Experimental and numerical investigation on thermal-moisture-mechanical behaviors on a new anti-frost cutting bed of high-speed railway in deep seasonally frozen ground regions under extreme climate

Cutting damages caused by frost action seriously threaten the safe operation of railways in cold regions. This paper uses worth of monitoring data to examine the temperature, unfrozen water, and deformation behaviors of a new High-speed Railway (HSR) anti-frost cutting bed in a deep seasonally frozen ground region. A frost numerical model is established to study the effectiveness of the anti-frost cutting bed under extreme weather conditions. The influence of snow cover on the soil water-heat state and the causes of slope instability in cold regions are also discussed. Results demonstrate that the frost depth of the cutting top is less than that of the cutting center and that the sensitivity of different soil layers' unfrozen water content to ground temperature changes are delayed in turn. Frost heave mainly occurs in the initial freezing and freeze-thaw alternating periods at the ground surface. Greater infiltration of rainwater or snow melt will lead to a greater peak frost value. Slopes in frozen soil regions are thus prone to instability and collapse at the freeze-thaw interface.
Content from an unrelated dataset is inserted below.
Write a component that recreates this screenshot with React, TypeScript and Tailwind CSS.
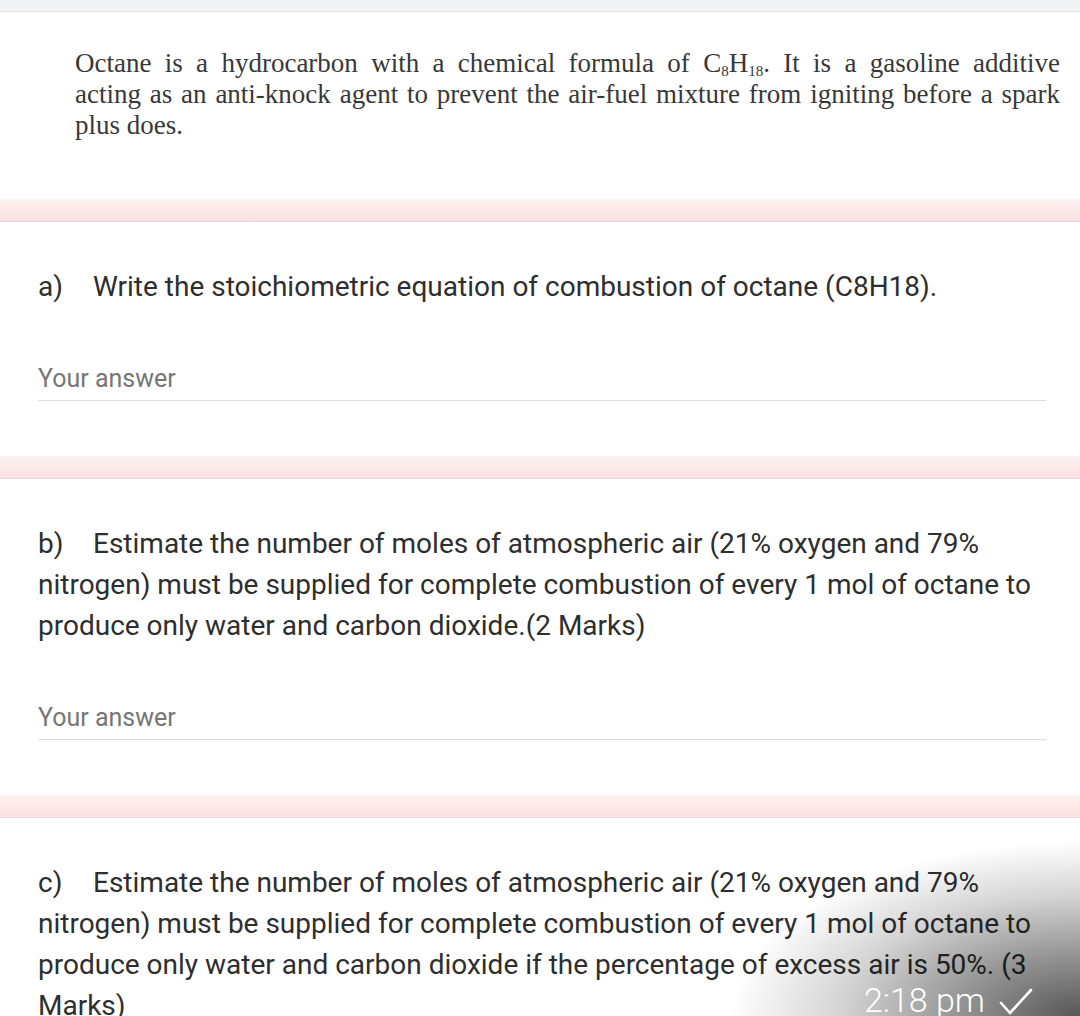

These findings will help to improve understandings of thermal-moisture-mechanical behaviors for cutting beds with spatiotemporally in deep seasonally frozen ground regions, thereby potentially improving HSR operation quality.

Automated summary

This study examines the effectiveness of a new High-speed Railway (HSR) anti-frost cutting bed in a deep seasonally frozen ground region using monitoring data and numerical models, while discussing the impact of snow cover on soil water-heat state and causes of slope instability in cold regions.